Mirvac’s securities enjoyed a very good day out yesterday in the wake of the property and retailing groups solid 2018-19 result.
The securities rose 6% to 3.39 after hitting a new year high of $3.40 during trading.
Despite the construction and residential gloom, the continuing strength of office and industrial markets in 2018-19 lifted Mirvac’s profit above $1 billion for the fourth consecutive year, and at the top end of its guidance.
Mirvac reported a statutory profit of $1.02 billion for the year to June 30. That was still 6% lower than 2017-18.
The result confirms the bullishness of investors who took up the group’s $750 million capital placement in late May to big shareholders.
That issue was done at 42.97 per security, so those investors who snapped up the offering are well in the money with the shares closing at that new high yesterday.
Mirvac’s underlying profit, the figure on which it calculates distributions, was $631 million, up 4% from $608 million the previous financial year, allowing it to declare earnings per security of 17.1 cents.
“Our robust capital position and the acceleration of passive earnings growth means we are well placed to continue to generate strong returns for our security holders,” Mirvac’s chief executive Susan Lloyd-Hurwitz said in the profit statement.
Office revaluations provided an uplift of $392 million, a rise of 6.3% over the previous year’s book value, supported by the concentration of its portfolio in premium towers in Sydney and Melbourne where vacancy levels remain low
“We are now Australia’s second-largest office manager, with $15 billion of assets under management. Our young, low capex portfolio attracts high calibre customers who typically prefer long lease periods,” Ms. Lloyd-Hurwitz said.
Mirvac said its warehouses are 99.7% occupied and have a weighted average lease expiry of 7.7 years.
Like many other developers around the country, Mirvac faces challenging times in its shopping centre and residential developments.
The group said occupancy in its retail division around 99.2% and moving annual turnover – the industry’s key metric for determining the health of sales – grew 2.7%. Specialty sales – which tracks the health of small retailers – were up by 2%, it said.
Defaults in Mirvac’s new house and land estates on the outskirts of Sydney, Melbourne, and Brisbane stayed under 2%.

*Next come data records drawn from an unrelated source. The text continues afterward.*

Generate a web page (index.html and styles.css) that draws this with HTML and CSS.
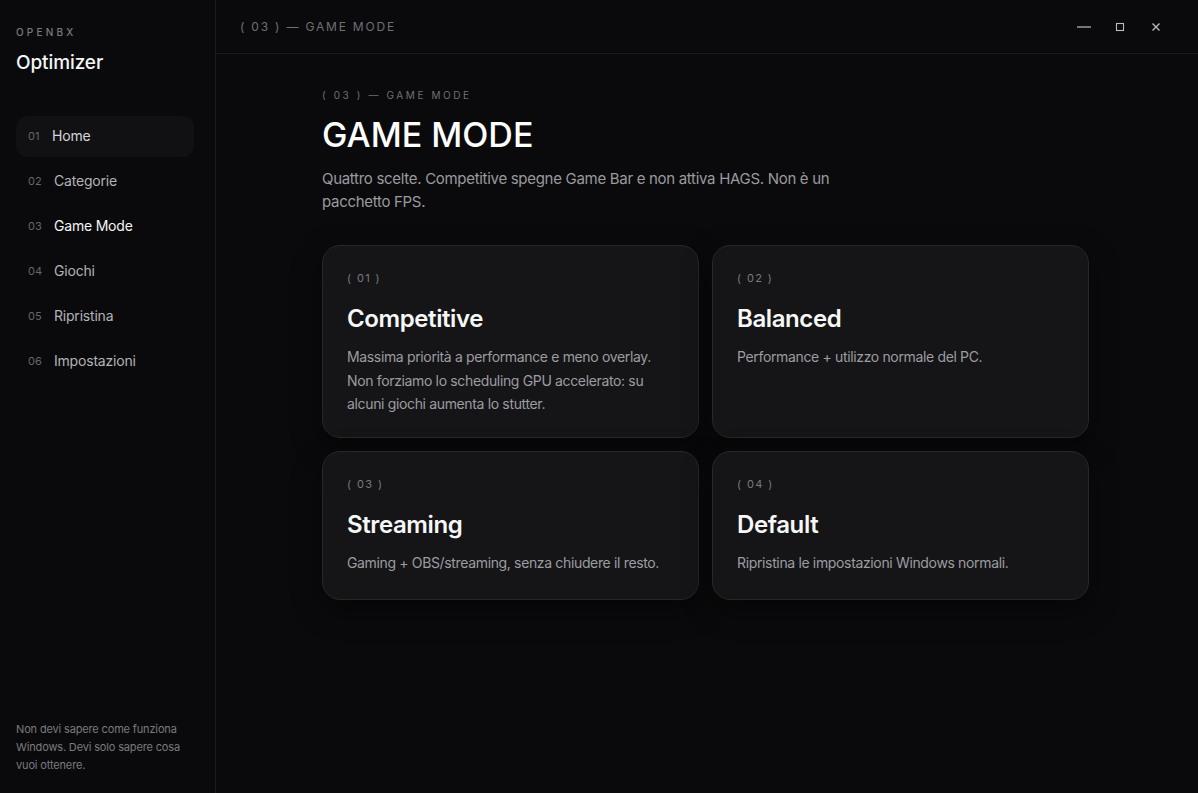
FILE: index.html
```html
<!DOCTYPE html>
<html lang="it">
<head>
<meta charset="utf-8">
<title>OpenBX Optimizer</title>
<link rel="stylesheet" href="styles.css">
</head>
<body>
<div class="app">
  <aside class="sidebar">
    <div class="brand">
      <div class="brand-kicker">OPENBX</div>
      <div class="brand-name">Optimizer</div>
    </div>
    <nav class="nav">
      <a class="nav-item is-hover"><span class="nav-num">01</span><span class="nav-label">Home</span></a>
      <a class="nav-item"><span class="nav-num">02</span><span class="nav-label">Categorie</span></a>
      <a class="nav-item is-active"><span class="nav-num">03</span><span class="nav-label">Game Mode</span></a>
      <a class="nav-item"><span class="nav-num">04</span><span class="nav-label">Giochi</span></a>
      <a class="nav-item"><span class="nav-num">05</span><span class="nav-label">Ripristina</span></a>
      <a class="nav-item"><span class="nav-num">06</span><span class="nav-label">Impostazioni</span></a>
    </nav>
    <p class="sidebar-foot">Non devi sapere come funziona Windows. Devi solo sapere cosa vuoi ottenere.</p>
  </aside>
  <div class="main">
    <header class="topbar">
      <div class="crumb">( 03 ) — GAME MODE</div>
      <div class="win-controls">
        <span class="win-btn"><svg width="14" height="10" viewBox="0 0 14 10"><line x1="0" y1="5" x2="14" y2="5" stroke="#bdbdc0" stroke-width="1.2"/></svg></span>
        <span class="win-btn"><svg width="10" height="10" viewBox="0 0 10 10"><rect x="1.5" y="1.5" width="7" height="7" fill="none" stroke="#bdbdc0" stroke-width="1.1"/></svg></span>
        <span class="win-btn"><svg width="10" height="10" viewBox="0 0 10 10"><path d="M1.5 1.5 L8.5 8.5 M8.5 1.5 L1.5 8.5" stroke="#bdbdc0" stroke-width="1.3"/></svg></span>
      </div>
    </header>
    <section class="content">
      <div class="kicker">( 03 ) — GAME MODE</div>
      <h1 class="title">GAME MODE</h1>
      <p class="lead">Quattro scelte. Competitive spegne Game Bar e non attiva HAGS. Non è un pacchetto FPS.</p>
      <div class="cards">
        <article class="card">
          <div class="card-num">( 01 )</div>
          <h2 class="card-title">Competitive</h2>
          <p class="card-desc">Massima priorità a performance e meno overlay. Non forziamo lo scheduling GPU accelerato: su alcuni giochi aumenta lo stutter.</p>
        </article>
        <article class="card">
          <div class="card-num">( 02 )</div>
          <h2 class="card-title">Balanced</h2>
          <p class="card-desc">Performance + utilizzo normale del PC.</p>
        </article>
        <article class="card">
          <div class="card-num">( 03 )</div>
          <h2 class="card-title">Streaming</h2>
          <p class="card-desc">Gaming + OBS/streaming, senza chiudere il resto.</p>
        </article>
        <article class="card">
          <div class="card-num">( 04 )</div>
          <h2 class="card-title">Default</h2>
          <p class="card-desc">Ripristina le impostazioni Windows normali.</p>
        </article>
      </div>
    </section>
  </div>
</div>
</body>
</html>
```
FILE: styles.css
```css
* { box-sizing: border-box; }
html, body { margin: 0; padding: 0; height: 100%; }
body {
  background: #0a0a0c;
  color: #f2f2f3;
  font-family: Inter, "Noto Sans", "Liberation Sans", sans-serif;
  -webkit-font-smoothing: antialiased;
}
.app {
  display: flex;
  height: 793px;
  overflow: hidden;
}
.sidebar {
  width: 216px;
  flex: 0 0 216px;
  border-right: 1px solid #1b1b1e;
  display: flex;
  flex-direction: column;
  padding: 26px 21px 19px 16px;
}
.brand-kicker {
  font-size: 10px;
  letter-spacing: 3.2px;
  color: #7a7a7e;
  line-height: 12px;
  font-weight: 500;
}
.brand-name {
  margin-top: 13px;
  font-size: 19px;
  font-weight: 500;
  letter-spacing: -0.1px;
  line-height: 24px;
  color: #f5f5f6;
}
.nav {
  margin-top: 41px;
  display: flex;
  flex-direction: column;
  gap: 4px;
}
.nav-item {
  display: flex;
  align-items: center;
  height: 41px;
  padding: 0 12px 2px;
  border-radius: 12px;
  color: #b3b3b7;
  font-size: 14px;
  letter-spacing: -0.2px;
}
.nav-item.is-hover { background: #111113; color: #d6d6d9; }
.nav-item.is-active { color: #f5f5f6; }
.nav-num {
  font-size: 11px;
  color: #66666b;
  width: 26px;
  letter-spacing: 0;
}
.nav-item.is-hover .nav-num { width: 24px; }
.sidebar-foot {
  margin: auto 0 0;
  font-size: 11px;
  line-height: 18px;
  color: #7a7a7e;
  letter-spacing: -0.15px;
}
.main {
  flex: 1;
  display: flex;
  flex-direction: column;
}
.topbar {
  height: 54px;
  flex: 0 0 54px;
  border-bottom: 1px solid #1b1b1e;
  display: flex;
  align-items: center;
  justify-content: space-between;
  padding: 0 35px 0 24px;
}
.crumb {
  font-size: 12px;
  letter-spacing: 1.8px;
  color: #6f6f74;
}
.win-controls {
  display: flex;
  align-items: center;
  gap: 22px;
}
.win-btn {
  display: flex;
  align-items: center;
  justify-content: center;
  width: 14px;
  height: 14px;
}
.content {
  padding: 34px 0 0 106px;
  width: 873px;
}
.kicker {
  font-size: 10px;
  letter-spacing: 2.6px;
  color: #6f6f74;
  line-height: 14px;
}
.title {
  margin: 13px 0 0;
  font-size: 34px;
  line-height: 40px;
  font-weight: 500;
  letter-spacing: 0;
  color: #ffffff;
}
.lead {
  margin: 12px 0 0;
  max-width: 530px;
  font-size: 15px;
  line-height: 23px;
  color: #9a9a9f;
  letter-spacing: -0.3px;
}
.cards {
  margin-top: 32px;
  display: grid;
  grid-template-columns: 377px 377px;
  gap: 13px;
}
.card {
  min-height: 149px;
  background: #151517;
  border: 1px solid #27272a;
  border-radius: 18px;
  padding: 25px 24px 21px 24px;
  box-shadow: 0 10px 30px rgba(0,0,0,0.45);
}
.card-num {
  font-size: 11px;
  letter-spacing: 1.4px;
  color: #7a7a7e;
  line-height: 14px;
}
.card-title {
  margin: 19px 0 0;
  font-size: 24px;
  line-height: 30px;
  font-weight: 600;
  letter-spacing: -0.4px;
  color: #f7f7f8;
}
.card-desc {
  margin: 11px 0 0;
  font-size: 14px;
  line-height: 23.5px;
  color: #9c9ca1;
  letter-spacing: -0.35px;
}
```
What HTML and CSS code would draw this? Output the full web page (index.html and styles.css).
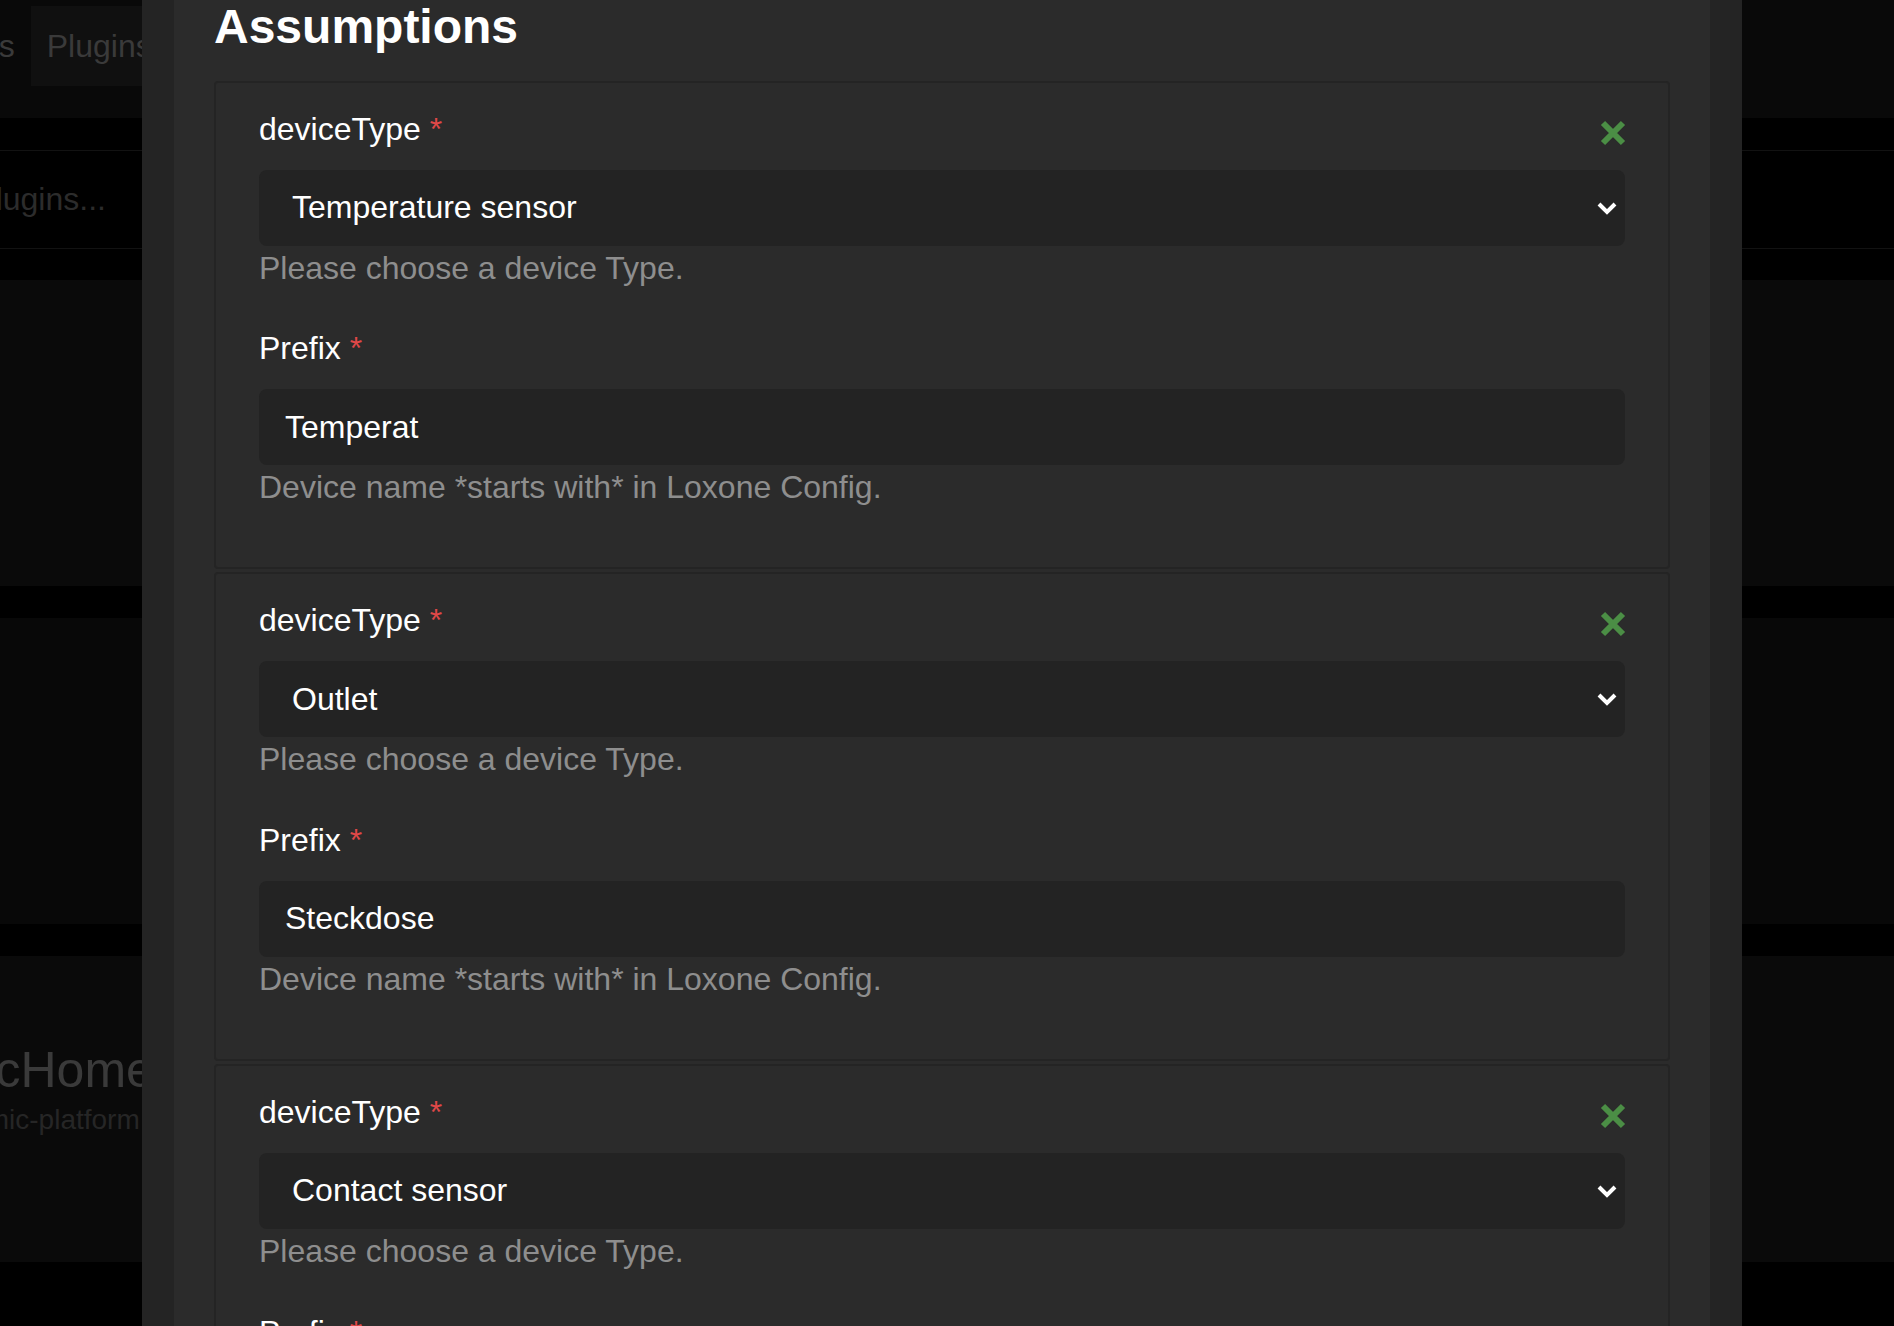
FILE: index.html
```html
<!DOCTYPE html>
<html lang="en">
<head>
<meta charset="utf-8">
<title>Assumptions</title>
<link rel="stylesheet" href="styles.css">
</head>
<body>
<div class="page">
  <nav class="topnav">
    <div class="nav-tabs">
      <span class="nav-link">Status</span>
      <span class="nav-link active">Plugins</span>
      <span class="nav-link">Config</span>
    </div>
  </nav>
  <div class="search-row">Search Plugins...</div>
  <div class="plugin-list">
    <div class="plugin-card"></div>
    <div class="plugin-card dim"></div>
    <div class="plugin-card">
      <div class="plugin-name">DynamicHome</div>
      <div class="plugin-pkg">dynamic-platform</div>
    </div>
  </div>
</div>

<div class="modal">
  <div class="modal-panel">
    <h4 class="title">Assumptions</h4>

    <div class="item-card">
      <div class="field">
        <div class="field-head">
          <label class="req">deviceType</label>
          <svg class="remove" width="26" height="26" viewBox="0 0 26 26"><path d="M3 3 L23 23 M23 3 L3 23" stroke="#4b8e45" stroke-width="6" fill="none"/></svg>
        </div>
        <div class="select"><span>Temperature sensor</span><svg class="chev" width="20" height="14" viewBox="0 0 20 14"><polyline points="2,3 10,11 18,3" fill="none" stroke="#fff" stroke-width="4"/></svg></div>
        <div class="help">Please choose a device Type.</div>
      </div>
      <div class="field">
        <div class="field-head"><label class="req">Prefix</label></div>
        <div class="input">Temperat</div>
        <div class="help">Device name *starts with* in Loxone Config.</div>
      </div>
    </div>

    <div class="item-card">
      <div class="field">
        <div class="field-head">
          <label class="req">deviceType</label>
          <svg class="remove" width="26" height="26" viewBox="0 0 26 26"><path d="M3 3 L23 23 M23 3 L3 23" stroke="#4b8e45" stroke-width="6" fill="none"/></svg>
        </div>
        <div class="select"><span>Outlet</span><svg class="chev" width="20" height="14" viewBox="0 0 20 14"><polyline points="2,3 10,11 18,3" fill="none" stroke="#fff" stroke-width="4"/></svg></div>
        <div class="help">Please choose a device Type.</div>
      </div>
      <div class="field">
        <div class="field-head"><label class="req">Prefix</label></div>
        <div class="input">Steckdose</div>
        <div class="help">Device name *starts with* in Loxone Config.</div>
      </div>
    </div>

    <div class="item-card">
      <div class="field">
        <div class="field-head">
          <label class="req">deviceType</label>
          <svg class="remove" width="26" height="26" viewBox="0 0 26 26"><path d="M3 3 L23 23 M23 3 L3 23" stroke="#4b8e45" stroke-width="6" fill="none"/></svg>
        </div>
        <div class="select"><span>Contact sensor</span><svg class="chev" width="20" height="14" viewBox="0 0 20 14"><polyline points="2,3 10,11 18,3" fill="none" stroke="#fff" stroke-width="4"/></svg></div>
        <div class="help">Please choose a device Type.</div>
      </div>
      <div class="field">
        <div class="field-head"><label class="req">Prefix</label></div>
        <div class="input">Kontakt</div>
        <div class="help">Device name *starts with* in Loxone Config.</div>
      </div>
    </div>
  </div>
</div>
</body>
</html>
```
FILE: styles.css
```css
html, body {
  margin: 0;
  padding: 0;
}
body {
  width: 1894px;
  height: 1326px;
  position: relative;
  overflow: hidden;
  background: #000;
  font-family: "Liberation Sans", Arial, Helvetica, sans-serif;
}

/* background page */
.page {
  width: 100%;
  height: 100%;
}
.topnav {
  height: 118px;
  background: #090909;
}
.nav-tabs {
  display: flex;
  margin-left: -92px;
  padding-top: 6px;
}
.nav-link {
  font-size: 32px;
  line-height: 48px;
  padding: 16px 16px 16px;
  color: #3a3a3a;
  white-space: nowrap;
}
.nav-link.active {
  background: #101010;
}
.search-row {
  margin-top: 32px;
  height: 97px;
  line-height: 97px;
  border-top: 1px solid #121212;
  border-bottom: 1px solid #121212;
  font-size: 32px;
  color: #2c2c2c;
  white-space: nowrap;
  text-indent: -136px;
}
.plugin-list {
  padding-top: 31px;
  display: flex;
  flex-direction: column;
  gap: 32px;
}
.plugin-card {
  height: 306px;
  background: #0a0a0a;
  box-sizing: border-box;
  padding-top: 84px;
  white-space: nowrap;
}
.plugin-card.dim {
  background: #080808;
}
.plugin-name {
  font-size: 50px;
  line-height: 60px;
  color: #3a3a3a;
  text-indent: -174px;
}
.plugin-pkg {
  font-size: 28px;
  line-height: 36px;
  margin-top: 2px;
  color: #262626;
  text-indent: -75px;
}

/* modal overlay */
.modal {
  position: absolute;
  top: 0;
  left: 142px;
  width: 1600px;
  height: 1326px;
  box-sizing: border-box;
  padding: 0 32px;
  background: #242424;
}
.modal-panel {
  height: 100%;
  box-sizing: border-box;
  padding: 0 40px;
  background: #2b2b2b;
  overflow: hidden;
}
.title {
  margin: -2px 0 25px;
  font-size: 48px;
  line-height: 57.6px;
  font-weight: bold;
  color: #fff;
}
.item-card {
  border: 2px solid #242424;
  border-radius: 4px;
  padding: 22px 43px 23px;
  margin-bottom: 3px;
}
.field {
  margin-bottom: 34px;
}
.field-head {
  display: flex;
  justify-content: space-between;
  align-items: flex-start;
  margin-bottom: 17px;
}
.field-head label {
  font-size: 32px;
  line-height: 48px;
  color: #fff;
}
.req::after {
  content: " *";
  color: #e04848;
}
.remove {
  display: block;
  margin-top: 15px;
  margin-right: -1px;
}
.select,
.input {
  height: 76px;
  box-sizing: border-box;
  display: flex;
  align-items: center;
  background: #232323;
  border-radius: 8px;
  font-size: 32px;
  color: #fff;
  padding: 0 26px;
  white-space: nowrap;
}
.select {
  justify-content: space-between;
  padding-left: 33px;
  padding-right: 8px;
}
.chev {
  display: block;
}
.help {
  font-size: 32px;
  line-height: 44.8px;
  color: #8e8e8e;
}
```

“Despite a challenging market, we have seen sustained sales throughout the financial year, and we achieved our settlement target and maintained our default rate at less than 2 percent,” Ms. Lloyd-Hurwitz said.
Mirvac said it was confident about the coming year and increased its earnings per security guidance range to between 17.6c to 17.8c, an increase of 3% to 4%, and upped its distribution guidance to 12.2 cents per security, a rise of 5%.
Given the cash rate is 1% and inflation around 1.6% and expected to rise to 2% in the next year (if we are lucky), that 5% rise will be a solid performance if achieved.